There are 1.2 billion Chinese who have no predominant religion, and 1 billion people in India who are predominantly Hindu. And 65% of Japan's 127 million people claim to be non-believers. It is laughable to suggest that none of these billions of people are leading meaningful lives.
Numerous studies have now shown that remote, blind, inter-cessionary prayer has no effect whatsoever of the health or well-being of subject's health, psychological states, or longevity. Furthermore, we have no evidence to support the view that people who wish fervently in their heads for things that they want get those things at any higher rate than people who do not.
There are hundreds of millions of non-believers on the planet living normal, decent, moral lives. They love their children, care about others, obey laws, and try to keep from doing harm to others just like everyone else. In fact, in predominately non-believing countries such as in northern Europe, measures of societal health such as life expectancy at birth, adult literacy, per capita income, education, homicide, suicide, gender equality, and political coercion are better than they are in believing societies.
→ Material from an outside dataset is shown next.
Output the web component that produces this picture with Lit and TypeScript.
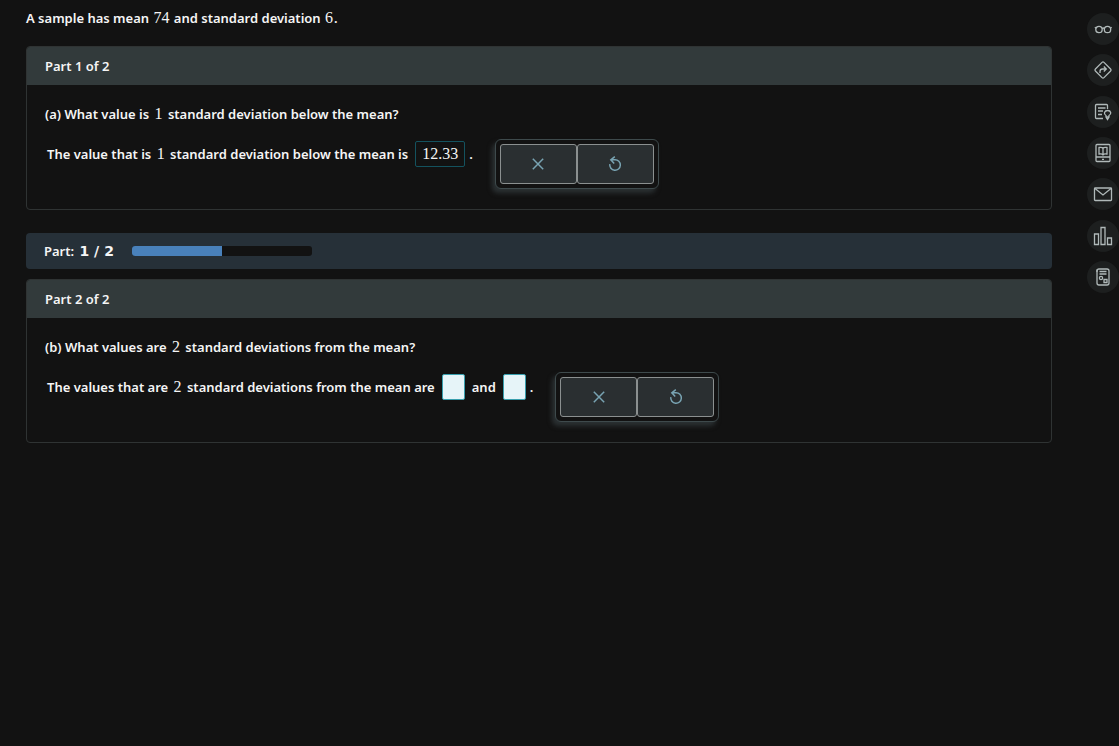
import { LitElement, html, css, svg } from "lit";
import { customElement, property } from "lit/decorators.js";

@customElement("answer-tools")
class AnswerTools extends LitElement {
  static styles = css`
    :host {
      display: flex;
      box-sizing: border-box;
      padding: 4px;
      border: 1px solid #3e4a4c;
      border-radius: 6px;
      background: #121212;
      box-shadow: -3px 4px 5px #2b3133;
    }
    button {
      display: flex;
      align-items: center;
      justify-content: center;
      box-sizing: border-box;
      width: 77px;
      height: 40px;
      padding: 0;
      border: 1px solid #8b9090;
      border-radius: 3px;
      background: #2a2f31;
      color: #78a3b2;
    }
    svg {
      width: 14px;
      height: 16px;
      fill: none;
      stroke: currentColor;
      stroke-width: 1.5;
    }
  `;
  render() {
    return html`
      <button aria-label="Clear">
        <svg viewBox="0 0 14 16"><path d="M1.8 2.8 12.2 13.2M12.2 2.8 1.8 13.2" /></svg>
      </button>
      <button aria-label="Undo">
        <svg viewBox="0 0 14 16"><path d="M1.8 8.200a5.300 5.300 0 1 0 5.200-4.500H3M6.800 .6 2.8 3.800 6.200 7.600" /></svg>
      </button>
    `;
  }
}

@customElement("question-part")
class QuestionPart extends LitElement {
  @property() heading = "";
  static styles = css`
    :host {
      display: block;
      border: 1px solid #2f3333;
      border-radius: 4px;
      overflow: hidden;
    }
    h2 {
      margin: 0;
      padding: 0 18px;
      font-size: 13px;
      line-height: 38px;
      font-weight: 600;
      background: #323a3b;
    }
    .body {
      padding: 19px 18px 20px;
    }
  `;
  render() {
    return html`<h2>${this.heading}</h2><div class="body"><slot></slot></div>`;
  }
}

const railIcons = [
  { label: "Accessibility", art: svg`<circle cx="6" cy="10.500" r="3.200"/><circle cx="14.500" cy="10.500" r="3.200"/><path d="M9 9.500q1.300-1 2.500 0M3 9.500 2 8M17.500 9.500l1-1.500"/>` },
  { label: "Directions", art: svg`<path d="M9 2.400q1-1 2 0L17.600 9q1 1 0 2L11 17.600q-1 1-2 0L2.400 11q-1-1 0-2ZM7 13v-1.500q0-2.500 2.500-2.500H13M10.800 6.500 13.300 9l-2.500 2.500"/>` },
  { label: "Hint", art: svg`<path d="M10 16.500H3.500q-1 0-1-1V3.500q0-1 1-1h10q1 0 1 1V7M5 6h7.500M5 9h5M5 12.500h4M13 15v-1.500q-2-1-1.500-3 .8-2 3.200-2t3 2q.4 2-1.700 3V15l-1.500 2.500ZM13.500 15H16"/>` },
  { label: "Textbook", art: svg`<rect x="3" y="1.500" width="14" height="17" rx="1"/><path d="M3 14h14M6 4.500q3-.7 4 .8 1-1.500 4-.8v6.500q-3-.7-4 .8-1-1.500-4-.8ZM10 5.300v6.500M9 16.300h2"/>` },
  { label: "Message", art: svg`<rect x="1.500" y="4" width="17" height="12.500" rx=".8"/><path d="m2 4.500 8 6.500 8-6.500"/>` },
  { label: "Data tools", art: svg`<path d="M1.500 8h4v10.500h-4ZM8 1.500h4v17H8ZM14.500 12h4v6.500h-4Z"/>` },
  { label: "Formula sheet", art: svg`<path d="M6 2h8q2 0 2 2v12q0 2-2 2H6q-2 0-2-2V4q0-2 2-2M6.500 4.500h7M6.500 7h7"/><circle cx="8" cy="11" r="1.600"/><path d="M11 12.500h3v3h-3ZM4 2.500V5"/>` },
];

@customElement("app-root")
class AppRoot extends LitElement {
  static styles = css`
    :host {
      display: flex;
      min-height: 100vh;
      box-sizing: border-box;
      background: #121212;
      color: #f5f5f5;
      font: 600 13px/20px "Noto Sans", sans-serif;
      overflow: hidden;
    }
    main {
      flex: 1;
      min-width: 0;
      padding: 8px 35px 24px 26px;
    }
    p {
      margin: 0;
    }
    .intro {
      margin-bottom: 18px;
    }
    .num,
    input {
      font-family: "Liberation Serif", serif;
      font-size: 16px;
      font-weight: 400;
      line-height: 16px;
    }
    .num {
      margin: 0 2px;
    }
    .intro .num {
      margin: 0 1px;
    }
    .answer {
      display: flex;
      align-items: flex-start;
      margin-top: 15px;
      padding-left: 2px;
    }
    .sentence {
      display: flex;
      align-items: center;
      gap: 7px;
      height: 30px;
      white-space: nowrap;
    }
    input {
      box-sizing: border-box;
      margin: 0;
      padding: 0;
      border: 1px solid #14525e;
      border-radius: 2px;
      background: #121212;
      color: #f5f5f5;
      text-align: center;
      width: 50px;
      height: 26px;
    }
    input.blank {
      width: 23px;
      background: #e6f4f8;
      border-color: #389fae;
      color: #121212;
    }
    .stop {
      margin-left: -3px;
    }
    answer-tools {
      margin-left: 22px;
    }
    .progress {
      display: flex;
      align-items: center;
      gap: 18px;
      height: 36px;
      margin: 23px 0 10px;
      padding: 0 18px;
      border-radius: 4px;
      background: #263038;
    }
    b {
      margin-left: 2px;
      font: bold 14px/20px "Verdana", "DejaVu Sans", sans-serif;
    }
    .track {
      width: 180px;
      height: 10px;
      border-radius: 3px;
      background: #121212;
      overflow: hidden;
    }
    .fill {
      height: 100%;
      background: #4981bb;
    }
    nav {
      display: flex;
      flex-direction: column;
      justify-content: space-between;
      height: 280px;
      padding-top: 13px;
    }
    .tool {
      display: grid;
      place-items: center;
      width: 32px;
      height: 32px;
      padding: 0;
      border: 0;
      border-radius: 50%;
      background: #1d1f1f;
      color: #b0b9b9;
    }
    .tool svg {
      width: 20px;
      height: 20px;
      fill: none;
      stroke: currentColor;
      stroke-width: 1.3;
    }
  `;
  render() {
    const done = 1;
    const total = 2;
    return html`
      <main>
        <p class="intro">A sample has mean <span class="num">74</span> and standard deviation <span class="num">6</span>.</p>
        <question-part heading="Part 1 of 2">
          <p>(a) What value is <span class="num">1</span> standard deviation below the mean?</p>
          <div class="answer">
            <div class="sentence">
              <label for="below">The value that is <span class="num">1</span> standard deviation below the mean is</label>
              <input id="below" value="12.33" />
              <span class="stop">.</span>
            </div>
            <answer-tools></answer-tools>
          </div>
        </question-part>
        <div class="progress">
          <span>Part: <b>${done} / ${total}</b></span>
          <div class="track" role="progressbar" aria-label="Parts completed" aria-valuenow=${done} aria-valuemax=${total}>
            <div class="fill" style="width:${(done / total) * 100}%"></div>
          </div>
        </div>
        <question-part heading="Part 2 of 2">
          <p>(b) What values are <span class="num">2</span> standard deviations from the mean?</p>
          <div class="answer">
            <div class="sentence">
              <label for="low">The values that are <span class="num">2</span> standard deviations from the mean are</label>
              <input id="low" class="blank" />
              <label for="high">and</label>
              <input id="high" class="blank" />
              <span class="stop">.</span>
            </div>
            <answer-tools></answer-tools>
          </div>
        </question-part>
      </main>
      <nav aria-label="Tools">
        ${railIcons.map((i) => html`<button class="tool" aria-label=${i.label}><svg viewBox="0 0 20 20">${i.art}</svg></button>`)}
      </nav>
    `;
  }
}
In the past, every supernatural or paranormal explanation of phenomena that humans believed turned out to be mistaken; science has always found a physical explanation that revealed that the supernatural view was a myth. Modern organisms evolved from lower life forms, they weren't created 6,000 years ago in the finished state. Fever is not caused by demon possession. Bad weather is not the wrath of angry gods. Miracle claims have turned out to be mistakes, frauds, or deceptions. So we have every reason to conclude that science will continue to undermine the superstitious worldview of religion.
We have mountains of evidence that makes it clear that our consciousness, our beliefs, our desires, our thoughts all depend upon the proper functioning of our brains our nervous systems to exist. So when the brain dies, all of these things that we identify with the soul also cease to exist. Despite the fact that billions of people have lived and died on this planet, we do not have a single credible case of someone's soul, or consciousness, or personality continuing to exist despite the demise of their bodies. Allegations of spirit chandlers, psychics, ghost stories, and communications with the dead have all turned out to be frauds, deceptions, mistakes, and lies.
Consider the billions of people in China, India, and Japan above. If this claim was true, none of them would be decent moral people. So Ghandi, the Buddha, and Confucius, to name only a few were not moral people on this view, not to mention these other famous atheists: Abraham Lincoln, Albert Einstein, Aldous Huxley, Charles Darwin, Benjamin Franklin, Carl Sagan, Bertrand Russell, Elizabeth Cady-Stanton, John Stuart Mill, Galileo, George Bernard Shaw, Gloria Steinam, James Madison, John Adams, and so on.
The counter examples of cases where it was someone's belief in God that was the direct justification for their perpetrated horrendous evils on humankind are too numerous to mention.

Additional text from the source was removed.